Observation: When setting the 1250 encoding, the UTF-8 string literal is printed correctly. I believe it can be explained, but it is really strange. Is there any decent, human, general way to solve the problem?

Update: The "narrow string literal" is stored using Windows-1250 encoding in my case (native Windows encoding for Central European). It seems to be independent on the encoding of the source code. The compiler saves it in the windows native encoding. Because of that, switching cmd to that encoding gives the desired output. It is uggly, but how can I get the native windows encoding programmatically (to pass it to the SetConsoleOutputCP(cpX))? What I need is a constant that is valid for the machine where the compilation happened. It should not be a native encoding for the machine where the executable runs.

The C++11 introduced also u8"the UTF-8 string literal", but it does not seem to fit with SetConsoleOutputCP(CP_UTF8);


Solution

  • This is a partial answer found via hopping the link by luk32 and confirming the Melebius comments (see below the question). This is not the complete answer, and I will be happy to accept your follow-up comment.

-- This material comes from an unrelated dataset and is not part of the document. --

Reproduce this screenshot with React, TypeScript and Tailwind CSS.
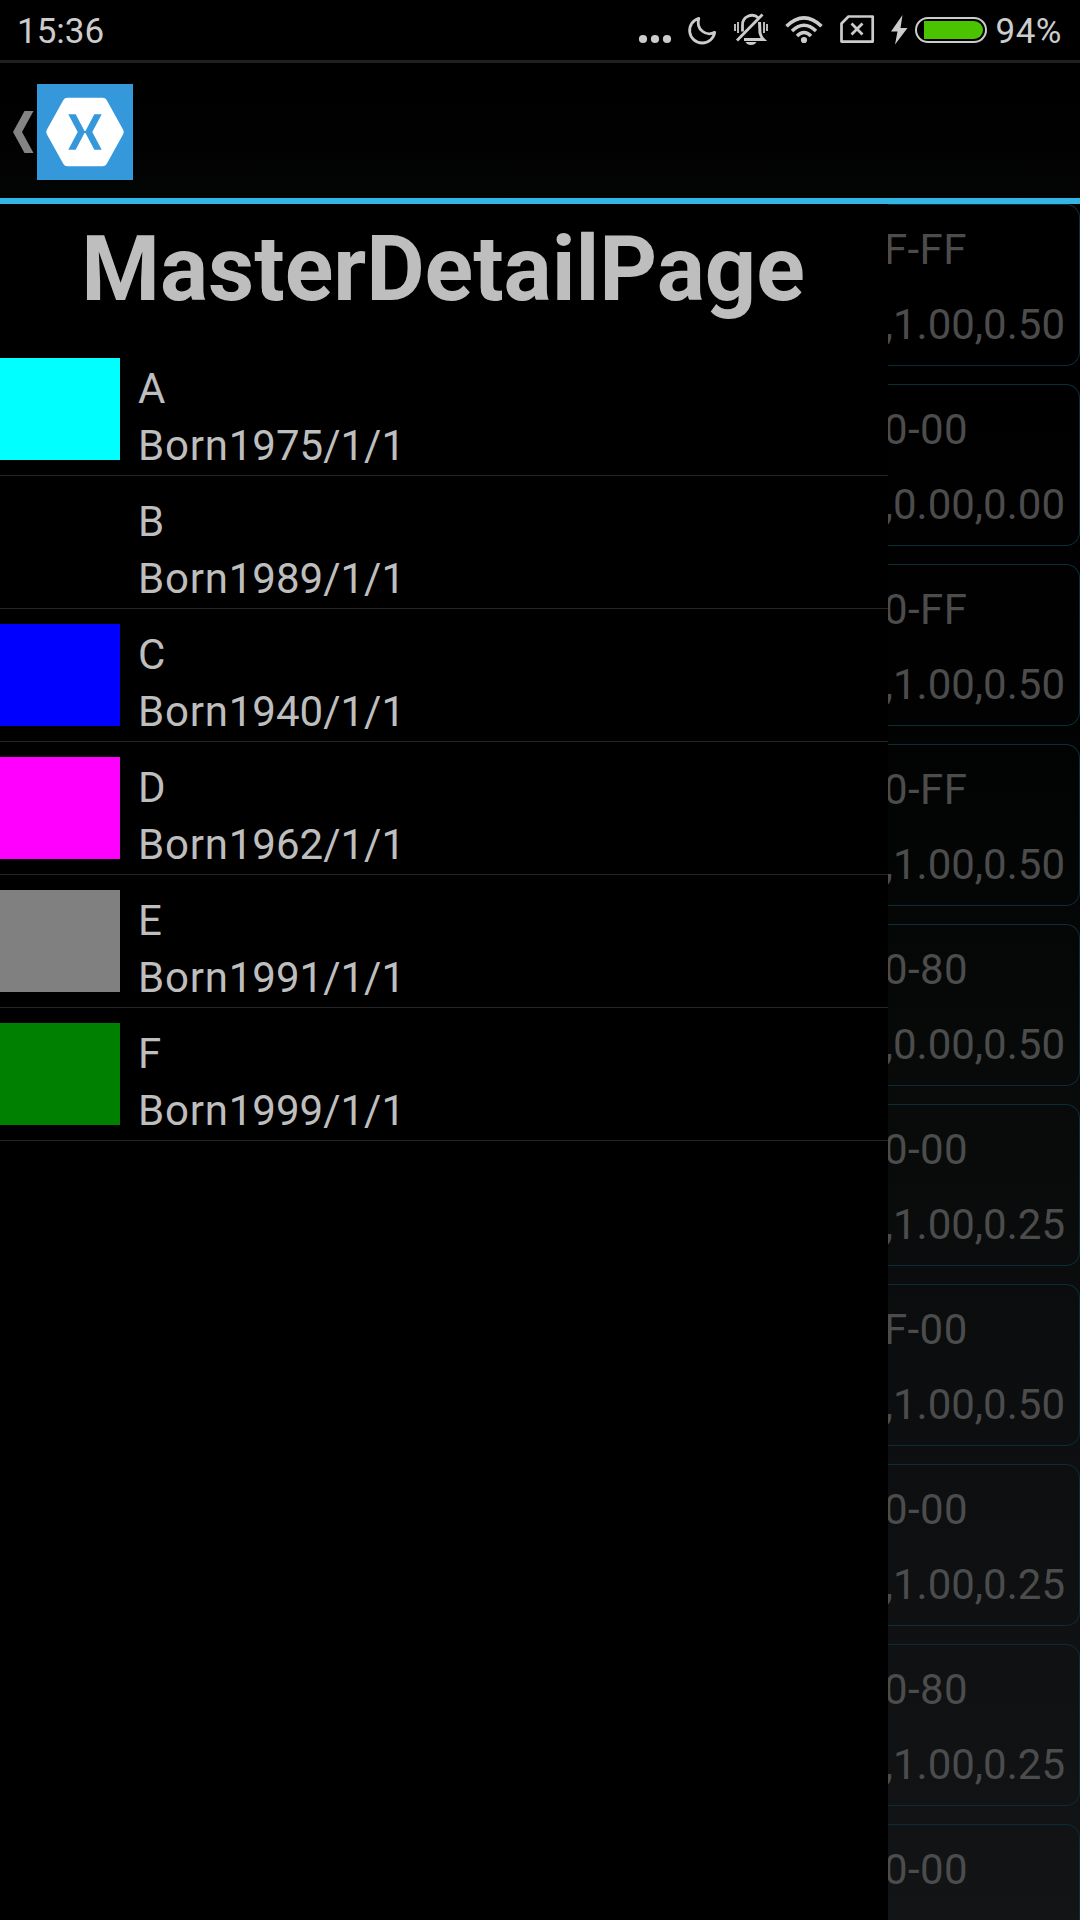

    I have just found the UTF-8 Everywhere Manifesto that touches the problem. The point 17. Q: How do I write UTF-8 string literal in my C++ code? says (also explicit for Microsoft C++ compiler):

    However the most straightforward way is to just write the string as-is and save the source file encoded in UTF-8:

                                    "∃y ∀x ¬(x ≺ y)"
    

    Unfortunately, MSVC converts it to some ANSI codepage, corrupting the string. To work around this, save the file in UTF-8 without BOM. MSVC will assume that it is in the correct codepage and will not touch your strings. However, it renders it impossible to use Unicode identifiers and wide string literals (that you will not be using anyway).

    I really like the manifesto. To make it short, using rude words, and possibly oversimplified, it says:

    Ignore the wstring, wchar_t, and the like things. Ignore the codepages. Ignore the string literal prefixes like L, u, U, u8. Use UTF-8 everywhere. Write all literals "naturally". Ensure it is also stored in the compiled binary.

    If the following code is stored with UTF-8 without BOM...

    #include <iomanip>
    #include <iostream>
    #include "windows.h"
    
    using namespace std;
    
    int main()
    {
        SetConsoleOutputCP(CP_UTF8);
        cout << "Příšerně žluťoučký kůň úpěl ďábelské ódy!" << endl;
    
        int cnt = 0;
        for (unsigned int c : "Příšerně žluťoučký kůň úpěl ďábelské ódy!") 
        {
            cout << hex << setw(2) << setfill('0') << (c & 0xff);
            ++cnt;
            if (cnt % 16 == 0)      cout << endl;
            else if (cnt % 8 == 0)  cout << " | ";
            else if (cnt % 4 == 0)  cout << "  ";
            else                    cout << ' ';
        }
        cout << endl;
    }
    

    It prints (should be UTF-8 encoded)...

    enter image description here

    When saving the source as UTF-8 with BOM, it prints a different result...

    enter image description here

    However, the problem remains -- how to set the console encoding programmatically so that the UTF-8 string is printed correctly.

    I gave up. The cmd console is simply crippled, and it is not worth to fix it from outside. I am accepting my own comment only to close the question. If anyone finds a decent solution related to the Catch unit test framework (could be completely different), I will be glad to accept his/her comment as the answer.